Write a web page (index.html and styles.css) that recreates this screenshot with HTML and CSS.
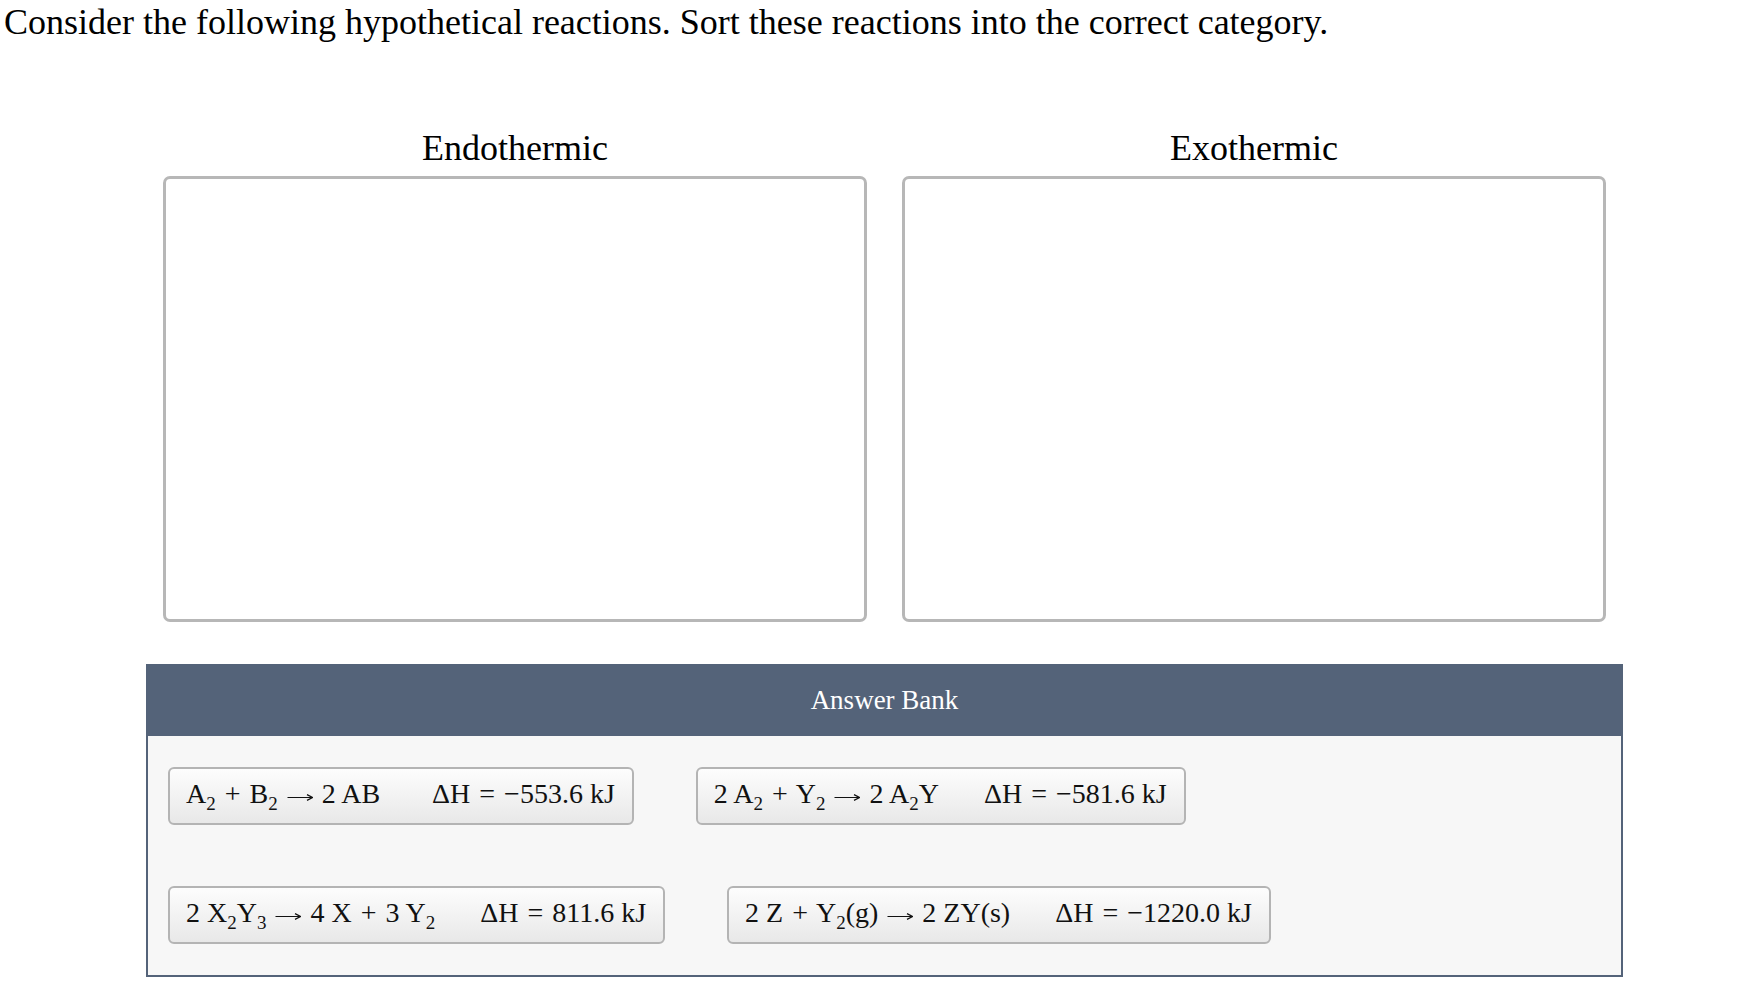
FILE: index.html
```html
<!DOCTYPE html>
<html lang="en">
<head>
<meta charset="utf-8">
<title>Sort reactions</title>
<link rel="stylesheet" href="styles.css">
</head>
<body>
<p class="title">Consider the following hypothetical reactions. Sort these reactions into the correct category.</p>
<div class="sorter">
  <div class="columns">
    <div class="column">
      <div class="column-label">Endothermic</div>
      <div class="dropzone"></div>
    </div>
    <div class="column">
      <div class="column-label">Exothermic</div>
      <div class="dropzone"></div>
    </div>
  </div>
  <div class="bank">
    <div class="bank-header">Answer Bank</div>
    <div class="bank-body">
      <div class="card"><span class="eq">A<sub>2</sub> <span class="op">+</span> B<sub>2</sub> <span class="arrow"><svg viewBox="0 0 26 10" width="26" height="10"><path d="M0.5 5.5H25M20 2.6L25.5 5.5L20 8.4" fill="none" stroke="#111" stroke-width="1.2"/></svg></span> 2 AB</span><span class="dh dh-wide">ΔH <span class="op">=</span> −553.6 kJ</span></div>
      <div class="card"><span class="eq">2 A<sub>2</sub> <span class="op">+</span> Y<sub>2</sub> <span class="arrow"><svg viewBox="0 0 26 10" width="26" height="10"><path d="M0.5 5.5H25M20 2.6L25.5 5.5L20 8.4" fill="none" stroke="#111" stroke-width="1.2"/></svg></span> 2 A<sub>2</sub>Y</span><span class="dh">ΔH <span class="op">=</span> −581.6 kJ</span></div>
      <div class="card"><span class="eq">2 X<sub>2</sub>Y<sub>3</sub> <span class="arrow"><svg viewBox="0 0 26 10" width="26" height="10"><path d="M0.5 5.5H25M20 2.6L25.5 5.5L20 8.4" fill="none" stroke="#111" stroke-width="1.2"/></svg></span> 4 X <span class="op">+</span> 3 Y<sub>2</sub></span><span class="dh">ΔH <span class="op">=</span> 811.6 kJ</span></div>
      <div class="card"><span class="eq">2 Z <span class="op">+</span> Y<sub>2</sub>(g) <span class="arrow"><svg viewBox="0 0 26 10" width="26" height="10"><path d="M0.5 5.5H25M20 2.6L25.5 5.5L20 8.4" fill="none" stroke="#111" stroke-width="1.2"/></svg></span> 2 ZY(s)</span><span class="dh">ΔH <span class="op">=</span> −1220.0 kJ</span></div>
    </div>
  </div>
</div>
</body>
</html>
```

FILE: styles.css
```css
html, body {
  margin: 0;
  padding: 0;
  background: #ffffff;
}

body {
  font-family: "Liberation Serif", "Times New Roman", serif;
  color: #000;
}

.title {
  margin: 2px 0 0 4px;
  font-size: 36px;
  line-height: 41px;
}

.sorter {
  margin-left: 146px;
  width: 1477px;
}

.columns {
  display: flex;
  gap: 35px;
  padding: 0 17px;
  margin-top: 85px;
}

.column {
  flex: 1;
  display: flex;
  flex-direction: column;
}

.column-label {
  text-align: center;
  font-size: 36px;
  line-height: 41px;
  margin-bottom: 7px;
}

.dropzone {
  height: 446px;
  box-sizing: border-box;
  border: 3px solid #b7b7b7;
  border-radius: 7px;
  background: #fff;
}

.bank {
  margin-top: 42px;
  border: 2px solid #546379;
  border-top: none;
}

.bank-header {
  background: #546379;
  color: #fff;
  text-align: center;
  font-size: 27px;
  height: 72px;
  line-height: 72px;
}

.bank-body {
  background: #f7f7f7;
  display: flex;
  flex-wrap: wrap;
  align-items: flex-start;
  gap: 61px 62px;
  padding: 31px 20px 31px 20px;
}

.card {
  display: flex;
  align-items: center;
  height: 58px;
  box-sizing: border-box;
  padding: 0 17px 4px 16px;
  border: 2px solid #b4b4b4;
  border-radius: 6px;
  background: linear-gradient(#fdfdfd, #e8e8e8);
  font-size: 28px;
  line-height: 30px;
  color: #111;
  white-space: nowrap;
}

.card sub {
  font-size: 19px;
  line-height: 0;
  vertical-align: -7px;
}

.op {
  margin: 0 2px;
}

.arrow {
  display: inline-block;
  vertical-align: middle;
  margin: 0 2px;
}

.arrow svg {
  display: block;
}

.dh {
  margin-left: 45px;
}

.dh-wide {
  margin-left: 52px;
}
```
*-*-*
## Objective
Copy in full each line that holds the word "index".

## Task output
Write a web page (index.html and styles.css) that recreates this screenshot with HTML and CSS.
FILE: index.html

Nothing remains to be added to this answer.